Baxter and Rennie

Hi
I think I see what you mean. Let me know if I've not understood you correctly.
The first term in the definition of \(P(t,T)\) includes \(\int_{t}^{T}\sigma W_t du\). But notice that there's no \(u\) in the integrand, and so we're essentially integrating a constant. Therefore that integral equals \(\sigma(T-t)W_t\).
Notice that this is not the same as \(\int_{t}^{T}\sigma W_u du\) which depends on the path of the standard Brownian motion rather than its starting value \(W_t\).

 

The risk-neutral up-step probability \(q\) is chosen so that the share price is expected to grow that the risk-free rate over each time-step.
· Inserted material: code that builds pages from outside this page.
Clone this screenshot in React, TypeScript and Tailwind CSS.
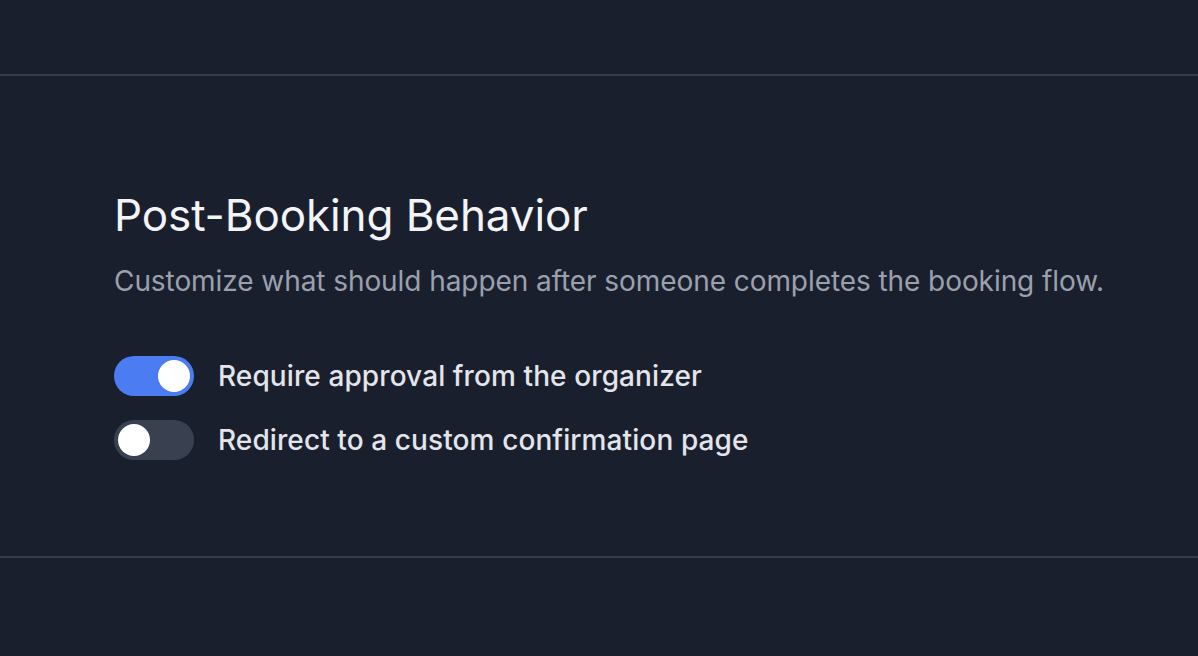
import { useState } from "react";

function Toggle({ on, onClick }: { on: boolean; onClick: () => void }) {
  return (
    <button
      type="button"
      onClick={onClick}
      className={`relative h-[40px] w-[80px] shrink-0 rounded-full transition-colors ${
        on ? "bg-[#4b7cf1]" : "bg-[#394150]"
      }`}
    >
      <span
        className={`absolute top-[4px] h-[32px] w-[32px] rounded-full bg-white transition-all ${
          on ? "left-[44px]" : "left-[4px]"
        }`}
      />
    </button>
  );
}

export default function App() {
  const [approval, setApproval] = useState(true);
  const [redirect, setRedirect] = useState(false);

  return (
    <div
      className="min-h-screen w-full bg-[#1a1f2e]"
      style={{ fontFamily: "Inter, 'Noto Sans', sans-serif" }}
    >
      <div className="h-[74px]" />
      <section className="h-[484px] border-y-2 border-[#363c4b] px-[114px] pt-[113px]">
        <h2 className="text-[44px] leading-[52px] font-normal tracking-[-0.1px] text-[#f3f4f6]">
          Post-Booking Behavior
        </h2>
        <p className="mt-[22px] whitespace-nowrap text-[28px] leading-[36px] tracking-[-0.07px] text-[#9aa1ad]">
          Customize what should happen after someone completes the booking flow.
        </p>
        <div className="mt-[57px] flex flex-col gap-[24px]">
          <label className="flex items-center gap-[24px]">
            <Toggle on={approval} onClick={() => setApproval(!approval)} />
            <span className="whitespace-nowrap text-[28px] leading-[40px] font-medium tracking-[0.1px] text-[#e3e5ea]">
              Require approval from the organizer
            </span>
          </label>
          <label className="flex items-center gap-[24px]">
            <Toggle on={redirect} onClick={() => setRedirect(!redirect)} />
            <span className="whitespace-nowrap text-[28px] leading-[40px] font-medium tracking-[0.1px] text-[#e3e5ea]">
              Redirect to a custom confirmation page
            </span>
          </label>
        </div>
      </section>
    </div>
  );
}
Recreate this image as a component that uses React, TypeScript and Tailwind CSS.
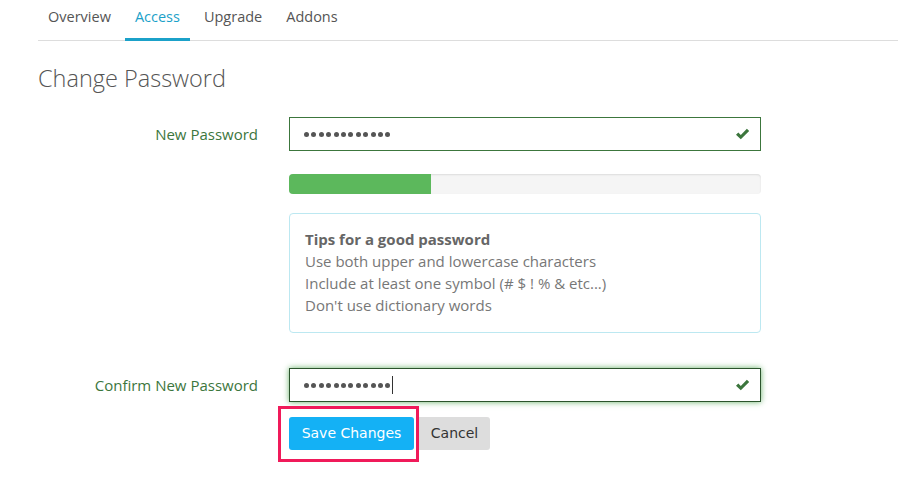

Algebraically this mean:
\(q\times s_{up} + (1-q)\times s_{down} = s \times exp(r\delta)\)
Rearranging will result in the page 42 definition for \(q\).

 

OK, I see what you mean.
Start with the definition for \(q\), and replace \(s_{up}\) and \(s_{down}\) with their respective values found on page 41, which leads to:

\[
q=\frac{exp(r\delta t)-exp(\mu\delta t - \sigma\sqrt{\delta t})}{exp(\mu\delta t + \sigma\sqrt{\delta t}) - exp(\mu\delta t - \sigma\sqrt{\delta t})}
\]
Now use Taylor's approximation in each of the four exponential functions: \(exp(x) \approx 1 + x +\tfrac{1}{2}x^2\).
This then simplifies (remember that powers of \(\delta t\) higher than 1 go to zero) to the second expression for \(q\) on page 42.